The family remained in the Huddersfield area but it cannot have been easy for Mary, a widow still in her thirties, raising two children one aged four and the other 18 months. The strain may have been one reason for Mary’s death five years later at the age of 40, young even by the standards of the time.

Orphaned, the children needed someone to care for them. John’s mother was not married in 1881 and may never have married and may have died in 1896. This would explain why the children moved to County Durham to live with their mother’s family.

By 1911, Doris was with her grandmother, Jane Allinson (she must have married a second time) at Witton Park, a colliery village near West Auckland, Durham. In the same village Thomas lived with his uncle William Parker, who was a licensed hawker. Like his cousin John Parker, Thomas was a ’Colliery Driver’ at the age of 14. He looked after the mine’s horses. By the time he enlisted he was a miner.

Thomas joined the 10th Battalion, Durham Light Infantry, which had recently been formed in Newcastle, on 28 August 1914. Many miners joined up in the early days of the war, perhaps because conditions in the pits were so poor that service in the army, expected to be only for a short period, seemed exciting. In fact, in Witton Park, so many skilled miners enlisted that the pit had to close in 1917.

At his medical at Bishop Auckland Thomas was described as 5’ 5” tall, weighing 130 lbs, or just over 9 st, and with a 34½ inch chest. His physical development and vision were both good and he had been vaccinated in infancy. He gave his religion as Wesleyan.

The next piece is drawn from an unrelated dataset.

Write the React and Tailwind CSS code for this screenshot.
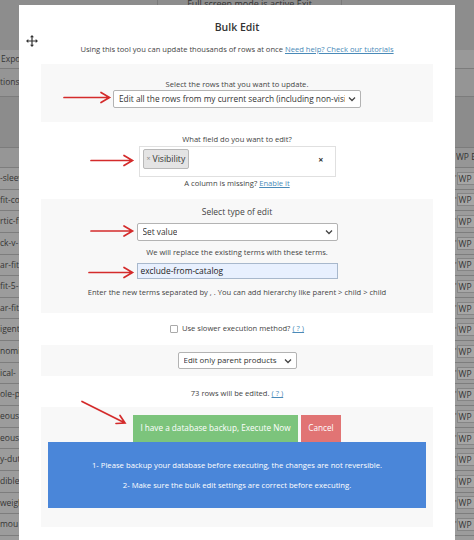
import React from "react";

const leftCells = ["-sleev", "fit-co", "rtic-fi", "ck-v-", "ar-fit", "fit-5-", "ar-fit", "igent", "nomi", "ical-", "ole-p", "eous", "eous", "y-dut", "dible", "weigh", "mou", "y-dut"];

const Chevron = () => (
  <svg width="8" height="6" viewBox="0 0 8 6" className="shrink-0">
    <polyline points="1,1.5 4,4.5 7,1.5" fill="none" stroke="#444" strokeWidth="1.3" />
  </svg>
);

const Select = ({ children, className }) => (
  <div className={`mx-auto flex items-center justify-between gap-[3px] rounded-[2px] border border-[#b3b3b3] bg-white pl-[5px] pr-[4px] text-[#333] ${className}`}>
    <span className="overflow-hidden whitespace-nowrap">{children}</span>
    <Chevron />
  </div>
);

const Help = () => <span className="text-[#4a8ab8] underline">( ? )</span>;

const MoveIcon = () => (
  <svg width="12" height="12" viewBox="0 0 12 12">
    <path d="M6 1v10M1 6h10" stroke="#333" strokeWidth="1.2" />
    <path d="M6 0 L8 2.3 H4 Z M6 12 L8 9.7 H4 Z M0 6 L2.3 4 V8 Z M12 6 L9.7 4 V8 Z" fill="#333" />
  </svg>
);

const Arrows = () => (
  <svg className="pointer-events-none absolute inset-0" width="474" height="540">
    <g stroke="#d42b2b" strokeWidth="1.7" fill="none" strokeLinecap="round">
      <path d="M64 97.5 H109 M101 92.5 L109.5 97.5 L101 102.5" />
      <path d="M91 160.5 H132 M124 155.5 L132.5 160.5 L124 165.5" />
      <path d="M91 231 H132 M124 226 L132.5 231 L124 236" />
      <path d="M89 272.5 H132 M124 267.5 L132.5 272.5 L124 277.5" />
      <path d="M82 401.5 L125 423 M116 423.5 L125 423 L120 415.5" />
    </g>
  </svg>
);

const Background = () => (
  <div className="flex h-full flex-col text-[8.5px] text-[#353535]">
    <div className="flex h-[50px] shrink-0 bg-[#8d8d8d]">
      <div className="ml-[157px] flex h-[14px] w-[185px] items-start justify-center border-x border-[#7a7a7a] text-[9px] leading-[8px] text-[#333]">
        Full screen mode is active Exit
      </div>
    </div>
    <div className="flex h-[19px] shrink-0 items-center justify-between border-b border-[#7c7c7c] bg-[#999]">
      <span className="pl-[1px]">Expor</span>
    </div>
    <div className="flex h-[28px] shrink-0 items-center justify-between border-b border-[#7c7c7c] bg-[#959595]">
      <span>tions</span>
    </div>
    <div className="h-[51px] shrink-0 border-b border-[#7c7c7c] bg-[#8c8c8c]" />
    <div className="flex h-[19px] shrink-0 items-center justify-end bg-[#969696]">
      <span className="w-[18px] overflow-hidden whitespace-nowrap">WP E</span>
    </div>
    {leftCells.map((t, i) => (
      <div key={i} className="flex h-[21.65px] shrink-0 items-center justify-between border-t border-[#7d7d7d] bg-[#9c9c9c]">
        <span className="w-[19px] overflow-hidden whitespace-nowrap">{t}</span>
        <span className="flex w-[19px] items-center overflow-hidden whitespace-nowrap">
          <span className="text-[7px]">'</span>
          <span className="border border-[#858585] bg-[#a6a6a6] px-[1px] leading-[11px]">WP I</span>
        </span>
      </div>
    ))}
  </div>
);

export default function App() {
  return (
    <div className="relative h-[540px] w-[474px] overflow-hidden bg-[#8f8f8f] font-['Open_Sans',sans-serif]">
      <Background />

      <div className="absolute bottom-0 left-[19px] top-[5px] flex w-[436px] flex-col bg-white text-[7.6px] text-[#444]">
        <div className="absolute left-[7px] top-[30px]">
          <MoveIcon />
        </div>
        <h2 className="mt-[15px] text-center text-[10.5px] font-semibold leading-[14px] text-[#333]">Bulk Edit</h2>
        <p className="mt-[9px] text-center leading-[12px]">
          Using this tool you can update thousands of rows at once{" "}
          <span className="text-[#4a8ab8] underline">Need help? Check our tutorials</span>
        </p>

        <section className="mx-[22px] mt-[9px] flex h-[58px] shrink-0 flex-col bg-[#f8f8f8] pt-[14px]">
          <p className="text-center leading-[12px]">Select the rows that you want to update.</p>
          <Select className="h-[18px] w-[248px] text-[8.3px]">Edit all the rows from my current search (including non-visible rows)</Select>
        </section>

        <section className="mx-[22px] flex h-[77px] shrink-0 flex-col pt-[11px]">
          <p className="text-center leading-[12px]">What field do you want to edit?</p>
          <div className="mx-auto mt-[1px] flex h-[31px] w-[197px] items-start justify-between border border-[#e0e0e0] px-[3px] pt-[2px]">
            <span className="flex h-[20px] items-center rounded-[2px] border border-[#b9b9b9] bg-[#e4e4e4] px-[3px] text-[8.6px] text-[#333]">
              <span className="mr-[2px] text-[7px] text-[#888]">×</span>Visibility
            </span>
            <span className="mr-[8px] mt-[4px] text-[9px] font-bold text-[#333]">×</span>
          </div>
          <p className="text-center leading-[12px]">
            A column is missing? <span className="text-[#4a8ab8] underline">Enable it</span>
          </p>
        </section>

        <section className="mx-[22px] flex h-[114px] shrink-0 flex-col bg-[#f8f8f8] pt-[7px]">
          <p className="text-center text-[8.5px] leading-[12px]">Select type of edit</p>
          <Select className="mt-[5px] h-[18px] w-[201px] text-[8.3px]">Set value</Select>
          <p className="mt-[5px] text-center leading-[12px]">We will replace the existing terms with these terms.</p>
          <div className="mx-auto mt-[5px] flex h-[16px] w-[201px] items-center border border-[#a8b8cc] bg-[#e8f0fe] px-[3px] text-[8.4px] text-[#222]">
            exclude-from-catalog
          </div>
          <p className="mt-[7px] text-center leading-[12px]">Enter the new terms separated by , . You can add hierarchy like parent &gt; child &gt; child</p>
        </section>

        <div className="mt-[9px] flex h-[14px] shrink-0 items-center justify-center gap-[4px]">
          <span className="h-[8px] w-[8px] rounded-[1px] border border-[#aaa] bg-white" />
          <span>
            Use slower execution method? <Help />
          </span>
        </div>

        <section className="mx-[22px] mt-[9px] flex h-[31px] shrink-0 flex-col bg-[#f8f8f8] pt-[7px]">
          <Select className="h-[17px] w-[119px] text-[7.9px]">Edit only parent products</Select>
        </section>

        <p className="mt-[11px] text-center leading-[12px]">
          73 rows will be edited. <Help />
        </p>

        <section className="mx-[22px] mt-[8px] flex h-[120px] shrink-0 flex-col bg-[#f8f8f8] pt-[8px]">
          <div className="flex justify-center gap-[3px]">
            <button className="h-[27px] w-[165px] bg-[#7cc47c] text-[8.2px] text-white">I have a database backup, Execute Now</button>
            <button className="h-[27px] w-[40px] bg-[#e17474] text-[8.2px] text-white">Cancel</button>
          </div>
          <div className="mx-[7px] flex h-[66px] flex-col items-center justify-center gap-[8px] bg-[#4a86d9] text-[7.7px] leading-[12px] text-white">
            <p>1- Please backup your database before executing, the changes are not reversible.</p>
            <p>2- Make sure the bulk edit settings are correct before executing.</p>
          </div>
        </section>
      </div>

      <Arrows />
    </div>
  );
}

His battalion first went Woking and then Aldershot during which the newly formed unit received basic training. No doubt, like many of his contemporaries, Thomas, being well fed by the army, and perhaps eating well for the first time, put on weight and may even have grown a little taller.

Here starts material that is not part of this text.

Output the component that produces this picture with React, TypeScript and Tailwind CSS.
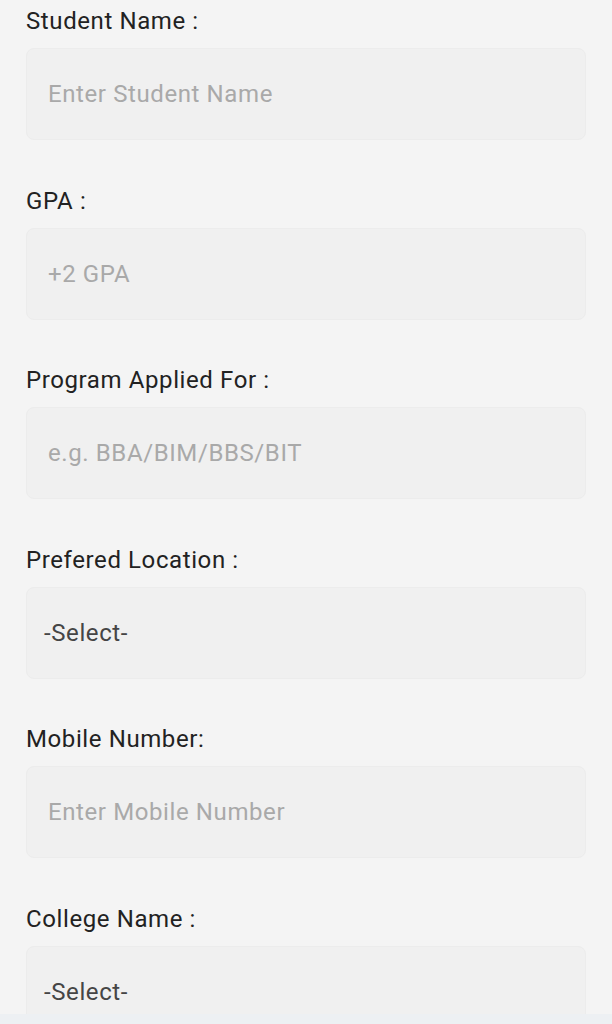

The Battalion and was finally sent to France in 1915, landing at Boulogne on 21 May.

The Battalion took part in many of the actions that made up th Battle of the Somme beginning in July 1916. On 19 August, Thomas was made Acting Lance Corporal and promoted Corporal nine days later in C Coy. This rapid rise may well reflect unit losses.

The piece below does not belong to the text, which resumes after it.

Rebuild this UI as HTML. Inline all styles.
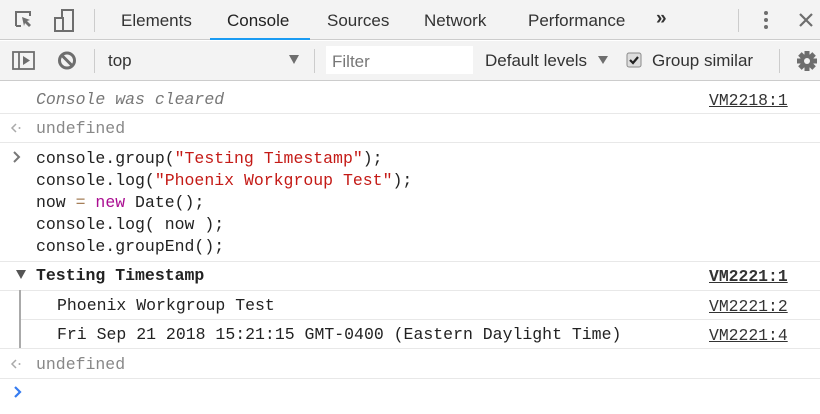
<!DOCTYPE html>
<html><head><meta charset="utf-8"><style>
*{margin:0;padding:0;box-sizing:border-box}
body{width:820px;height:414px;overflow:hidden;background:#fff;font-family:"Liberation Sans",sans-serif;position:relative;color:#333}
.a{position:absolute;white-space:pre}
.tb{position:absolute;left:0;width:820px;background:#f3f3f3}
.ui{font-size:17px;color:#333}
.m{font-family:"Liberation Mono",monospace;font-size:16.5px;color:#222}
.hl{position:absolute;left:0;width:820px;height:1px;background:#e8e8e8}
.lnk{color:#333;text-decoration:underline;font-family:"Liberation Mono",monospace;font-size:16.4px}
</style></head><body>
<div class="tb" style="top:0;height:40px;border-bottom:1px solid #ccc"></div>
<div class="tb" style="top:41px;height:40px;border-bottom:1px solid #ccc"></div>
<svg class="a" style="left:12px;top:8px" width="70" height="26" viewBox="0 0 70 26">
<path d="M4 18V4h14v4M4 18h5" fill="none" stroke="#6e6e6e" stroke-width="2"/>
<path d="M10 9l8 3-3 1 4 4-2 2-4-4-1 3z" fill="#6e6e6e"/>
<rect x="50" y="2" width="11" height="21" fill="none" stroke="#6e6e6e" stroke-width="2"/>
<rect x="43" y="10" width="8" height="13" fill="#f3f3f3" stroke="#6e6e6e" stroke-width="2"/>
</svg>
<div class="a" style="left:94px;top:9px;width:1px;height:23px;background:#ccc"></div>
<div class="a ui" style="left:121px;top:11px">Elements</div>
<div class="a ui" style="left:227px;top:11px;color:#222">Console</div>
<div class="a" style="left:210px;top:38px;width:100px;height:2px;background:#1a9bf2"></div>
<div class="a ui" style="left:327px;top:11px">Sources</div>
<div class="a ui" style="left:424px;top:11px">Network</div>
<div class="a ui" style="left:528px;top:11px">Performance</div>
<div class="a ui" style="left:656px;top:8px;font-size:19px;font-weight:bold">»</div>
<div class="a" style="left:738px;top:9px;width:1px;height:23px;background:#ccc"></div>
<div class="a" style="left:764px;top:11px;width:4px;height:4px;border-radius:2px;background:#6e6e6e;box-shadow:0 7px 0 #6e6e6e,0 14px 0 #6e6e6e"></div>
<svg class="a" style="left:798px;top:12px" width="16" height="16"><path d="M2 2L14 14M14 2L2 14" stroke="#6e6e6e" stroke-width="2.2"/></svg>
<svg class="a" style="left:12px;top:50px" width="70" height="22" viewBox="0 0 70 22">
<rect x="1" y="2" width="21" height="17" fill="none" stroke="#6e6e6e" stroke-width="1.8"/>
<line x1="7" y1="2" x2="7" y2="19" stroke="#6e6e6e" stroke-width="1.8"/>
<path d="M11 6v9l7-4.5z" fill="#6e6e6e"/>
<circle cx="55" cy="10.5" r="7.5" fill="none" stroke="#6e6e6e" stroke-width="3"/>
<line x1="50" y1="5.5" x2="60" y2="15.5" stroke="#6e6e6e" stroke-width="3"/>
</svg>
<div class="a" style="left:94px;top:49px;width:1px;height:24px;background:#ccc"></div>
<div class="a ui" style="left:108px;top:51px">top</div>
<div class="a" style="left:289px;top:55px;border-left:5.5px solid transparent;border-right:5.5px solid transparent;border-top:9px solid #6e6e6e"></div>
<div class="a" style="left:314px;top:49px;width:1px;height:24px;background:#ccc"></div>
<div class="a" style="left:326px;top:46px;width:147px;height:28px;background:#fff"></div>
<div class="a ui" style="left:332px;top:52px;color:#777">Filter</div>
<div class="a ui" style="left:485px;top:51px">Default levels</div>
<div class="a" style="left:598px;top:56px;border-left:5px solid transparent;border-right:5px solid transparent;border-top:8px solid #6e6e6e"></div>
<svg class="a" style="left:626px;top:52px" width="16" height="16"><rect x="1" y="1" width="14" height="14" rx="2" fill="#ddd" stroke="#8a8a8a"/><path d="M4 8l3 3 5-6" fill="none" stroke="#222" stroke-width="2.2"/></svg>
<div class="a ui" style="left:652px;top:51px">Group similar</div>
<div class="a" style="left:779px;top:49px;width:1px;height:24px;background:#ccc"></div>
<svg class="a" style="left:796px;top:50px" width="22" height="22" viewBox="0 0 22 22"><g fill="#6e6e6e" transform="translate(11 11)"><circle r="7"/><rect x="-2.5" y="-10" width="5" height="20"/><rect x="-2.5" y="-10" width="5" height="20" transform="rotate(45)"/><rect x="-2.5" y="-10" width="5" height="20" transform="rotate(90)"/><rect x="-2.5" y="-10" width="5" height="20" transform="rotate(135)"/></g><circle cx="11" cy="11" r="3" fill="#f3f3f3"/></svg>
<div class="a m" style="left:36px;top:90px;font-style:italic;color:#777">Console was cleared</div>
<div class="a lnk" style="left:709px;top:91px">VM2218:1</div>
<div class="hl" style="top:113px"></div>
<svg class="a" style="left:10px;top:122px" width="12" height="12"><path d="M6 2L2 6l4 4" fill="none" stroke="#aaa" stroke-width="1.5"/><circle cx="9.5" cy="6" r="1" fill="#aaa"/></svg>
<div class="a m" style="left:36px;top:119px;color:#888">undefined</div>
<div class="hl" style="top:142px"></div>
<svg class="a" style="left:12px;top:151px" width="10" height="12"><path d="M2 1l5 5-5 5" fill="none" stroke="#777" stroke-width="2"/></svg>
<div class="a m" style="left:36px;top:148px;line-height:22px">console.group(<span style="color:#c41a16">"Testing Timestamp"</span>);
console.log(<span style="color:#c41a16">"Phoenix Workgroup Test"</span>);
now <span style="color:#a67f59">=</span> <span style="color:#aa0d91">new</span> Date();
console.log( now );
console.groupEnd();</div>
<div class="hl" style="top:261px"></div>
<div class="a" style="left:16px;top:270px;border-left:5.5px solid transparent;border-right:5.5px solid transparent;border-top:9px solid #555"></div>
<div class="a m" style="left:36px;top:266px;font-weight:bold">Testing Timestamp</div>
<div class="a lnk" style="left:709px;top:267px;font-weight:bold">VM2221:1</div>
<div class="hl" style="top:290px"></div>
<div class="a" style="left:19px;top:290px;width:2px;height:58px;background:#aaa"></div>
<div class="a m" style="left:57px;top:296px">Phoenix Workgroup Test</div>
<div class="a lnk" style="left:709px;top:297px">VM2221:2</div>
<div class="hl" style="top:319px;left:21px"></div>
<div class="a m" style="left:57px;top:325px">Fri Sep 21 2018 15:21:15 GMT-0400 (Eastern Daylight Time)</div>
<div class="a lnk" style="left:709px;top:326px">VM2221:4</div>
<div class="hl" style="top:348px"></div>
<svg class="a" style="left:10px;top:358px" width="12" height="12"><path d="M6 2L2 6l4 4" fill="none" stroke="#aaa" stroke-width="1.5"/><circle cx="9.5" cy="6" r="1" fill="#aaa"/></svg>
<div class="a m" style="left:36px;top:355px;color:#888">undefined</div>
<div class="hl" style="top:378px"></div>
<svg class="a" style="left:13px;top:386px" width="10" height="12"><path d="M2 1l5 5-5 5" fill="none" stroke="#367cf1" stroke-width="2.2"/></svg>
</body></html>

On 16 September 1916 he was described as wounded and subsequently, missing. He was later presumed to have been killed in action on that day, the second day of the Battle of Flers-Courcelette, a phase of the Battle of the Somme.

Thomas’ body does not seem to have been recovered for burial though his death was confirmed by an officer of the 7th Royal Sussex Regt. and retrieved his pay-book, some time later. This suggests that the area where Thomas fell was taken then lost by allied forces.

Doris was living at 4 Lindley Moor when Thomas named her in his will in May 1915 and she was still there when his effects were returned two years later. Earlier he had awarded her an allowance of 3/6d from his pay in addition to the separation allowance of 2/10d that she received as an orphaned sister.

Doris moved around subsequently: she gave an address in West Auckland when she completed the standard ‘next-of-kin’ form in December 1919. A different West Auckland address was given in later correspondence and still another when the ‘Soldier’s Penny’, memorial plaque, was despatched. At two of these, she was staying with a Mrs Johnson.

At only 18 years old, Doris was Thomas’ only relative and it may have been due to her, or possibly the people she stayed with at Lindley Moor, that his name went on the Methodist War Memorial, at East Street Church in accordance with the religion he gave on enlistment.

Thomas is also remembered on the Witton Park memorial which was originally in the Memorial Hall until that was demolished when it was then moved to St Paul’s Church in Witton Park. Thomas’s name is also recorded on the memorial at nearby Crook, though his surname is spelt a little differently.

Doris never returned to Lindley but married Edward Murray in West Auckland in late 1922 and had two children, John in the spring of 1923, and Alwyn in late 1925. Doris was probably living in Crook when the memorial was erected in 1927.